:: INFORMATION GIVEN

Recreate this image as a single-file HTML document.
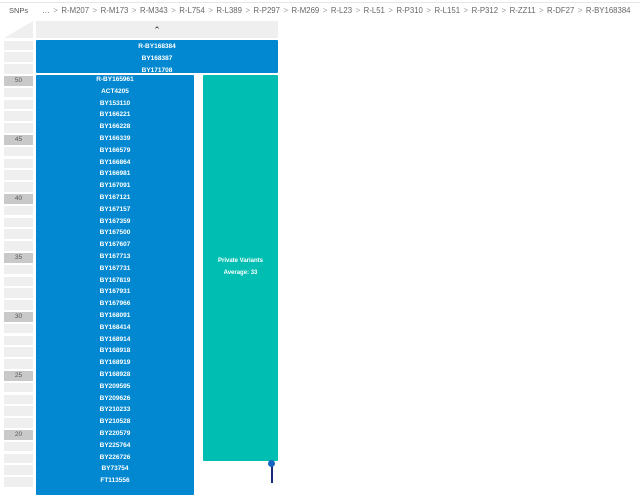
<!DOCTYPE html>
<html><head><meta charset="utf-8"><style>
*{margin:0;padding:0;box-sizing:border-box}
body{width:640px;height:482px;overflow:hidden;background:#fff;font-family:"Liberation Sans",Arial,sans-serif;position:relative}
.topline{position:absolute;left:0;top:2px;width:640px;height:1px;background:#e6e6e6}
.snps{position:absolute;left:9px;top:6px;font-size:7.5px;color:#555}
.crumb{position:absolute;left:42px;top:6px;font-size:7.8px;color:#666;white-space:nowrap}
.crumb span{color:#999;margin:0 3.5px}
.axis{position:absolute;left:4px;width:29px}
.axis div{height:11.8px;padding:1px 0}
.axis div i{display:block;height:9.6px;background:#efefef;font-style:normal;font-size:6.5px;color:#555;text-align:center;line-height:9.6px}
.axis div i.l{background:#c9c9c9}
.tri{position:absolute;left:4px;top:21px;width:29px;height:17px;background:linear-gradient(to bottom right,#fff 50%,#efefef 50%)}
.bar{position:absolute;left:36px;top:21px;width:242px;height:17px;background:#efefef;text-align:center;font-size:9px;line-height:19px;color:#333}
.blue{position:absolute;background:#0288d1;color:#fff;font-weight:bold;font-size:6.5px;text-align:center;border-radius:1px}
.blue div{height:11.8px;line-height:10px}
.teal{position:absolute;left:203px;top:75px;width:75px;height:386px;background:#00bfb2;border-radius:1px;color:#fff;font-weight:bold;font-size:6px;text-align:center}
</style></head><body>
<div class="topline"></div>
<div class="snps">SNPs</div>
<div class="crumb">…<span>&gt;</span>R-M207<span>&gt;</span>R-M173<span>&gt;</span>R-M343<span>&gt;</span>R-L754<span>&gt;</span>R-L389<span>&gt;</span>R-P297<span>&gt;</span>R-M269<span>&gt;</span>R-L23<span>&gt;</span>R-L51<span>&gt;</span>R-P310<span>&gt;</span>R-L151<span>&gt;</span>R-P312<span>&gt;</span>R-ZZ11<span>&gt;</span>R-DF27<span>&gt;</span>R-BY168384</div>
<div class="tri"></div>
<div class="bar">&#8963;</div>
<div class="axis" style="top:39.6px"><div><i></i></div><div><i></i></div><div><i></i></div></div>
<div class="axis" style="top:75px">
<div><i class="l">50</i></div><div><i></i></div><div><i></i></div><div><i></i></div><div><i></i></div>
<div><i class="l">45</i></div><div><i></i></div><div><i></i></div><div><i></i></div><div><i></i></div>
<div><i class="l">40</i></div><div><i></i></div><div><i></i></div><div><i></i></div><div><i></i></div>
<div><i class="l">35</i></div><div><i></i></div><div><i></i></div><div><i></i></div><div><i></i></div>
<div><i class="l">30</i></div><div><i></i></div><div><i></i></div><div><i></i></div><div><i></i></div>
<div><i class="l">25</i></div><div><i></i></div><div><i></i></div><div><i></i></div><div><i></i></div>
<div><i class="l">20</i></div><div><i></i></div><div><i></i></div><div><i></i></div><div><i></i></div>
</div>
<div class="blue" style="left:36px;top:40px;width:242px;height:33px;padding-top:2px">
<div>R-BY168384</div><div>BY168387</div><div>BY171708</div></div>
<div class="blue" style="left:36px;top:75px;width:158px;height:420px">
<div>R-BY165961</div><div>ACT4205</div><div>BY153110</div><div>BY166221</div><div>BY166228</div><div>BY166339</div><div>BY166579</div><div>BY166864</div><div>BY166981</div><div>BY167091</div><div>BY167121</div><div>BY167157</div><div>BY167359</div><div>BY167500</div><div>BY167607</div><div>BY167713</div><div>BY167731</div><div>BY167819</div><div>BY167931</div><div>BY167966</div><div>BY168091</div><div>BY168414</div><div>BY168914</div><div>BY168918</div><div>BY168919</div><div>BY168928</div><div>BY209595</div><div>BY209626</div><div>BY210233</div><div>BY210528</div><div>BY220579</div><div>BY225764</div><div>BY226726</div><div>BY73754</div><div>FT113556</div>
</div>
<div class="teal"><div style="position:absolute;top:183px;width:100%">Private Variants</div><div style="position:absolute;top:195px;width:100%">Average: 33</div></div>
<div style="position:absolute;left:270.5px;top:463px;width:2px;height:20px;background:#1a2a7a"></div>
<div style="position:absolute;left:268px;top:460px;width:7px;height:7px;border-radius:50%;background:#1565c0"></div>
</body></html>
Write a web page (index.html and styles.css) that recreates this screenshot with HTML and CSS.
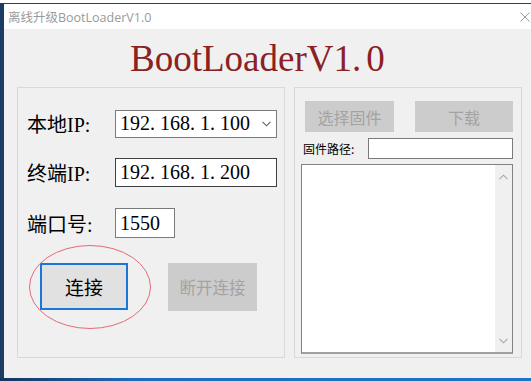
FILE: index.html
```html
<!DOCTYPE html>
<html lang="zh-CN">
<head>
    <meta charset="UTF-8">
    <title>离线升级BootLoaderV1.0</title>
    <link rel="stylesheet" href="styles.css">
</head>
<body>
    <div class="screen">
        <div class="window">
            <div class="titlebar">
                <span class="title">离线升级BootLoaderV1.0</span>
                <svg class="close" width="10" height="10" viewBox="0 0 10 10">
                    <path d="M0.5 0.5 L9.5 9.5 M9.5 0.5 L0.5 9.5" stroke="#9a9a9a" stroke-width="1" fill="none"/>
                </svg>
            </div>
            <div class="client">
                <h1 class="banner">BootLoaderV1.<span class="gap">0</span></h1>
                <div class="groups">
                    <div class="group group-net">
                        <div class="row row-local">
                            <span class="label">本地IP:</span>
                            <div class="field combo">
                                <span>192. 168. 1. 100</span>
                                <svg class="chevron" width="9" height="6" viewBox="0 0 9 6">
                                    <path d="M0.5 0.8 L4.5 4.8 L8.5 0.8" stroke="#606060" stroke-width="1.1" fill="none"/>
                                </svg>
                            </div>
                        </div>
                        <div class="row row-remote">
                            <span class="label">终端IP:</span>
                            <div class="field field-dark">192. 168. 1. 200</div>
                        </div>
                        <div class="row row-port">
                            <span class="label">端口号:</span>
                            <div class="field field-port">1550</div>
                        </div>
                        <div class="actions">
                            <button class="btn btn-connect">连接</button>
                            <button class="btn btn-off btn-disconnect" disabled>断开连接</button>
                        </div>
                        <svg class="mark" width="122" height="84" viewBox="0 0 122 84">
                            <ellipse cx="61" cy="42" rx="60.5" ry="41.5" stroke="#e26a78" stroke-width="1" fill="none"/>
                        </svg>
                    </div>
                    <div class="group group-fw">
                        <div class="fw-buttons">
                            <button class="btn btn-off btn-pick" disabled>选择固件</button>
                            <button class="btn btn-off btn-load" disabled>下载</button>
                        </div>
                        <div class="path-row">
                            <span class="path-label">固件路径:</span>
                            <div class="path-input"></div>
                        </div>
                        <div class="log">
                            <div class="log-text"></div>
                            <div class="scrollbar">
                                <svg width="9" height="6" viewBox="0 0 9 6">
                                    <path d="M0.5 5.2 L4.5 1.2 L8.5 5.2" stroke="#a6a6a6" stroke-width="1.1" fill="none"/>
                                </svg>
                                <svg width="9" height="6" viewBox="0 0 9 6">
                                    <path d="M0.5 0.8 L4.5 4.8 L8.5 0.8" stroke="#a6a6a6" stroke-width="1.1" fill="none"/>
                                </svg>
                            </div>
                        </div>
                    </div>
                </div>
            </div>
        </div>
        <div class="taskbar"></div>
    </div>
</body>
</html>
```

FILE: styles.css
```css
body {
    margin: 0;
    padding: 0;
    background: #ffffff;
    font-family: 'Liberation Serif', 'Noto Sans CJK SC', serif;
}
.screen {
    width: 531px;
    height: 381px;
    padding-top: 3px;
    box-sizing: border-box;
    display: flex;
    flex-direction: column;
    overflow: hidden;
}
.window {
    flex: 1;
    display: flex;
    flex-direction: column;
    border-top: 1px solid #3c3c3c;
    border-left: 4px solid #1c3d63;
}
.titlebar {
    height: 25px;
    background: #ffffff;
    display: flex;
    align-items: center;
    padding-left: 4px;
    padding-right: 1px;
}
.title {
    font-family: 'Open Sans', 'Noto Sans CJK SC', sans-serif;
    font-size: 12.5px;
    color: #9a9a9a;
}
.close {
    margin-left: auto;
}
.client {
    flex: 1;
    background: #f0f0f0;
    padding-left: 13px;
}
.banner {
    margin: 0;
    padding: 11px 0 0 113px;
    font-family: 'Liberation Serif', serif;
    font-weight: normal;
    font-size: 37px;
    line-height: 38px;
    color: #8a2124;
}
.gap {
    margin-left: 5px;
}
.groups {
    display: flex;
    gap: 9px;
    margin-top: 9px;
}
.group {
    position: relative;
    height: 271px;
    box-sizing: border-box;
    border: 1px solid #d9d9d9;
}
.group-net {
    width: 268px;
    padding: 21px 0 0 9px;
}
.group-fw {
    width: 228px;
    padding: 13px 8px 0 6px;
}
.row {
    display: flex;
    align-items: center;
}
.row-remote {
    margin-top: 20px;
}
.row-port {
    margin-top: 21px;
}
.label {
    width: 88px;
    font-size: 20px;
    color: #000000;
}
.field {
    box-sizing: border-box;
    width: 162px;
    height: 29px;
    background: #ffffff;
    border: 1px solid #7a7a7a;
    padding-left: 4px;
    font-size: 20px;
    line-height: 27px;
    color: #000000;
    display: flex;
    align-items: center;
}
.combo {
    height: 28px;
    padding-right: 5px;
}
.chevron {
    margin-left: auto;
}
.field-dark {
    border-color: #404040;
}
.field-port {
    width: 60px;
    height: 30px;
}
.actions {
    display: flex;
    align-items: flex-start;
    margin-top: 25px;
}
.btn {
    box-sizing: border-box;
    border: 1px solid #cccccc;
    background: #e1e1e1;
    font-family: 'Noto Sans CJK SC', sans-serif;
    color: #000000;
    padding: 0;
}
.btn-off {
    background: #cccccc;
    color: #a3a3a3;
}
.btn-connect {
    width: 88px;
    height: 47px;
    margin-left: 13px;
    border: 2px solid #1a78d4;
    font-size: 19px;
}
.btn-disconnect {
    width: 89px;
    height: 48px;
    margin-left: 40px;
    font-size: 16.5px;
}
.mark {
    position: absolute;
    left: 11px;
    top: 157px;
}
.fw-buttons {
    display: flex;
    padding-left: 4px;
}
.btn-pick,
.btn-load {
    height: 31px;
    font-size: 16px;
}
.btn-pick {
    width: 89px;
}
.btn-load {
    width: 98px;
    margin-left: auto;
}
.path-row {
    display: flex;
    align-items: center;
    margin-top: 6px;
}
.path-label {
    padding-left: 2px;
    font-family: 'Noto Sans CJK SC', sans-serif;
    font-size: 12px;
    color: #000000;
}
.path-input {
    box-sizing: border-box;
    width: 145px;
    height: 21px;
    margin-left: auto;
    background: #ffffff;
    border: 1px solid #7a7a7a;
}
.log {
    box-sizing: border-box;
    height: 190px;
    margin-top: 5px;
    display: flex;
    background: #ffffff;
    border: 1px solid #828282;
    border-bottom: 2px solid #a0a0a0;
}
.log-text {
    flex: 1;
}
.scrollbar {
    width: 17px;
    background: #f0f0f0;
    display: flex;
    flex-direction: column;
    justify-content: space-between;
    align-items: center;
    padding: 9px 0 8px;
}
.taskbar {
    height: 3px;
    background: linear-gradient(to right, #14355a, #1a6cc2 25%, #1b74cc);
}
```
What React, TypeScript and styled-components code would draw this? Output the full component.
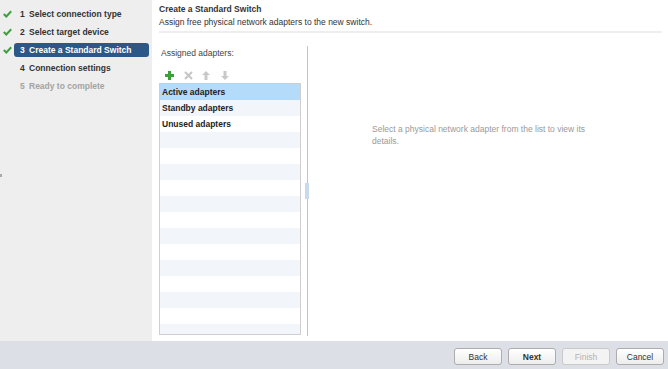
import React from 'react';
import styled, { createGlobalStyle } from 'styled-components';

const GlobalStyle = createGlobalStyle`
  html, body {
    margin: 0;
    padding: 0;
    background: #fff;
  }
  body {
    font-family: "Liberation Sans", Arial, sans-serif;
    font-size: 8.5px;
    color: #333;
  }
`;

const Wizard = styled.div`
  width: 668px;
  height: 369px;
  display: flex;
  flex-direction: column;
  overflow: hidden;
`;

const Body = styled.div`
  flex: 1;
  display: flex;
  min-height: 0;
`;

const Sidebar = styled.nav`
  position: relative;
  width: 152px;
  flex: none;
  background: #eeeeee;
  padding-top: 5px;
  box-sizing: border-box;
`;

const Grip = styled.span`
  position: absolute;
  left: 0;
  top: 174px;
  width: 2px;
  height: 3px;
  background: #a8a8a8;
`;

const StepRow = styled.div`
  display: flex;
  align-items: center;
  height: 18px;
`;

const CheckSlot = styled.span`
  width: 14px;
  flex: none;
  padding-left: 3px;
  box-sizing: border-box;
  display: flex;
  align-items: center;
`;

const StepLabel = styled.div<{ $active?: boolean; $disabled?: boolean }>`
  width: 135px;
  height: 14px;
  box-sizing: border-box;
  padding-left: 6px;
  display: flex;
  align-items: center;
  border-radius: 3px;
  font-weight: bold;
  white-space: nowrap;
  background: ${(p) => (p.$active ? '#2d5786' : 'transparent')};
  color: ${(p) => (p.$active ? '#fff' : p.$disabled ? '#a3a3a3' : '#333')};
`;

const StepNum = styled.span`
  width: 9px;
  flex: none;
`;

const Main = styled.main`
  flex: 1;
  min-width: 0;
  display: flex;
  flex-direction: column;
  padding: 3px 6px 5px 7px;
  box-sizing: border-box;
`;

const Title = styled.div`
  font-weight: bold;
  line-height: 13px;
  color: #333;
`;

const Subtitle = styled.div`
  line-height: 13px;
  color: #333;
`;

const Divider = styled.div`
  height: 2px;
  margin-top: 2px;
  background: #eeeeee;
`;

const Content = styled.div`
  flex: 1;
  min-height: 0;
  display: flex;
  margin-top: 13px;
`;

const AdapterColumn = styled.div`
  width: 142px;
  flex: none;
  display: flex;
  flex-direction: column;
  padding-bottom: 1px;
  box-sizing: border-box;
`;

const FieldLabel = styled.div`
  line-height: 13px;
  padding: 1px 0 0 2px;
  margin-bottom: 7px;
  color: #444;
`;

const Toolbar = styled.div`
  height: 16px;
  display: flex;
  align-items: center;
  gap: 8.5px;
  padding-left: 6px;
`;

const ToolButton = styled.span`
  width: 10px;
  height: 10px;
  display: flex;
  align-items: center;
`;

const AdapterList = styled.div`
  flex: 1;
  border: 1px solid #cfcfcf;
  overflow: hidden;
`;

const AdapterRow = styled.div<{ $selected?: boolean; $striped?: boolean }>`
  height: 16px;
  box-sizing: border-box;
  padding: 1px 0 0 2px;
  line-height: 15px;
  font-weight: bold;
  color: #222;
  background: ${(p) => (p.$selected ? '#b5dbfa' : p.$striped ? '#f2f5fa' : '#fff')};
`;

const Splitter = styled.div`
  position: relative;
  width: 1px;
  flex: none;
  margin-left: 6px;
  background: #bcc6d2;
`;

const SplitterHandle = styled.span`
  position: absolute;
  left: -2px;
  top: 137px;
  width: 4px;
  height: 16px;
  background: #c9daec;
`;

const DetailPane = styled.div`
  flex: 1;
  padding: 77px 0 0 64px;
  color: #9a9a9a;
  line-height: 12px;
`;

const DetailText = styled.div`
  max-width: 225px;
`;

const Footer = styled.footer`
  height: 28px;
  flex: none;
  background: #dcdfe6;
  display: flex;
  justify-content: flex-end;
  align-items: flex-start;
  gap: 6px;
  padding: 7px 4px 0 0;
  box-sizing: border-box;
`;

const Button = styled.button<{ $primary?: boolean }>`
  width: 48px;
  height: 17px;
  padding: 0;
  border: 1px solid #adadad;
  border-radius: 3px;
  background: linear-gradient(#ffffff, #ededed);
  font-family: inherit;
  font-size: 8.5px;
  font-weight: ${(p) => (p.$primary ? 'bold' : 'normal')};
  color: #333;

  &:disabled {
    color: #b3b3b3;
    border-color: #c9c9c9;
    background: #f3f3f3;
  }
`;

const Check = () => (
  <svg width="9" height="8" viewBox="0 0 9 8">
    <path d="M0.8 4 L3.3 6.5 L8.2 1.2" fill="none" stroke="#3f9f3f" strokeWidth="2" />
  </svg>
);

const PlusIcon = () => (
  <svg width="9" height="9" viewBox="0 0 9 9">
    <rect x="3" y="0" width="3" height="9" fill="#38a238" />
    <rect x="0" y="3" width="9" height="3" fill="#38a238" />
  </svg>
);

const RemoveIcon = () => (
  <svg width="9" height="9" viewBox="0 0 9 9">
    <path d="M1 1 L8 8 M8 1 L1 8" stroke="#c6c6c6" strokeWidth="2" />
  </svg>
);

const ArrowIcon = ({ down }: { down?: boolean }) => (
  <svg width="8" height="9" viewBox="0 0 8 9" style={down ? { transform: 'rotate(180deg)' } : undefined}>
    <polygon points="4,0 8,4 5.5,4 5.5,9 2.5,9 2.5,4 0,4" fill="#c9c9c9" />
  </svg>
);

const steps = [
  { label: 'Select connection type', done: true },
  { label: 'Select target device', done: true },
  { label: 'Create a Standard Switch', done: true, active: true },
  { label: 'Connection settings' },
  { label: 'Ready to complete', disabled: true },
];

const adapterGroups = ['Active adapters', 'Standby adapters', 'Unused adapters'];
const ROW_COUNT = 16;

export default function App() {
  const rows = Array.from({ length: ROW_COUNT }, (_, i) => adapterGroups[i] ?? '');

  return (
    <>
      <GlobalStyle />
      <Wizard>
        <Body>
          <Sidebar>
            {steps.map((step, i) => (
              <StepRow key={step.label}>
                <CheckSlot>{step.done && <Check />}</CheckSlot>
                <StepLabel $active={step.active} $disabled={step.disabled}>
                  <StepNum>{i + 1}</StepNum>
                  {step.label}
                </StepLabel>
              </StepRow>
            ))}
            <Grip />
          </Sidebar>
          <Main>
            <Title>Create a Standard Switch</Title>
            <Subtitle>Assign free physical network adapters to the new switch.</Subtitle>
            <Divider />
            <Content>
              <AdapterColumn>
                <FieldLabel>Assigned adapters:</FieldLabel>
                <Toolbar>
                  <ToolButton><PlusIcon /></ToolButton>
                  <ToolButton><RemoveIcon /></ToolButton>
                  <ToolButton><ArrowIcon /></ToolButton>
                  <ToolButton><ArrowIcon down /></ToolButton>
                </Toolbar>
                <AdapterList>
                  {rows.map((name, i) => (
                    <AdapterRow key={i} $selected={i === 0} $striped={i % 2 === 1}>
                      {name}
                    </AdapterRow>
                  ))}
                </AdapterList>
              </AdapterColumn>
              <Splitter>
                <SplitterHandle />
              </Splitter>
              <DetailPane>
                <DetailText>
                  Select a physical network adapter from the list to view its details.
                </DetailText>
              </DetailPane>
            </Content>
          </Main>
        </Body>
        <Footer>
          <Button>Back</Button>
          <Button $primary>Next</Button>
          <Button disabled>Finish</Button>
          <Button>Cancel</Button>
        </Footer>
      </Wizard>
    </>
  );
}
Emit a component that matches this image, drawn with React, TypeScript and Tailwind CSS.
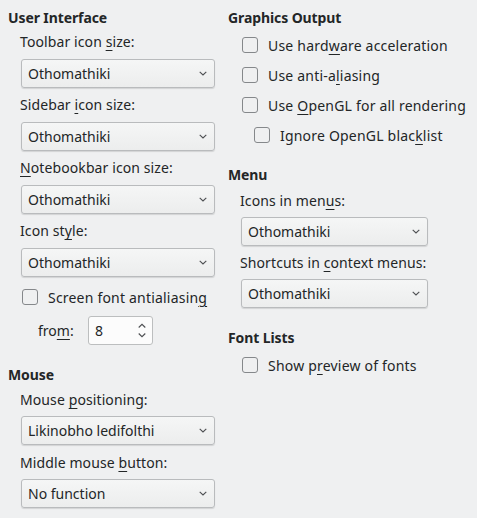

::::

Search the material above for "styles". Pull out each line where it shows up.

Write a web page (index.html and styles.css) that recreates this screenshot with HTML and CSS.
    <link rel="stylesheet" href="styles.css">
FILE: styles.css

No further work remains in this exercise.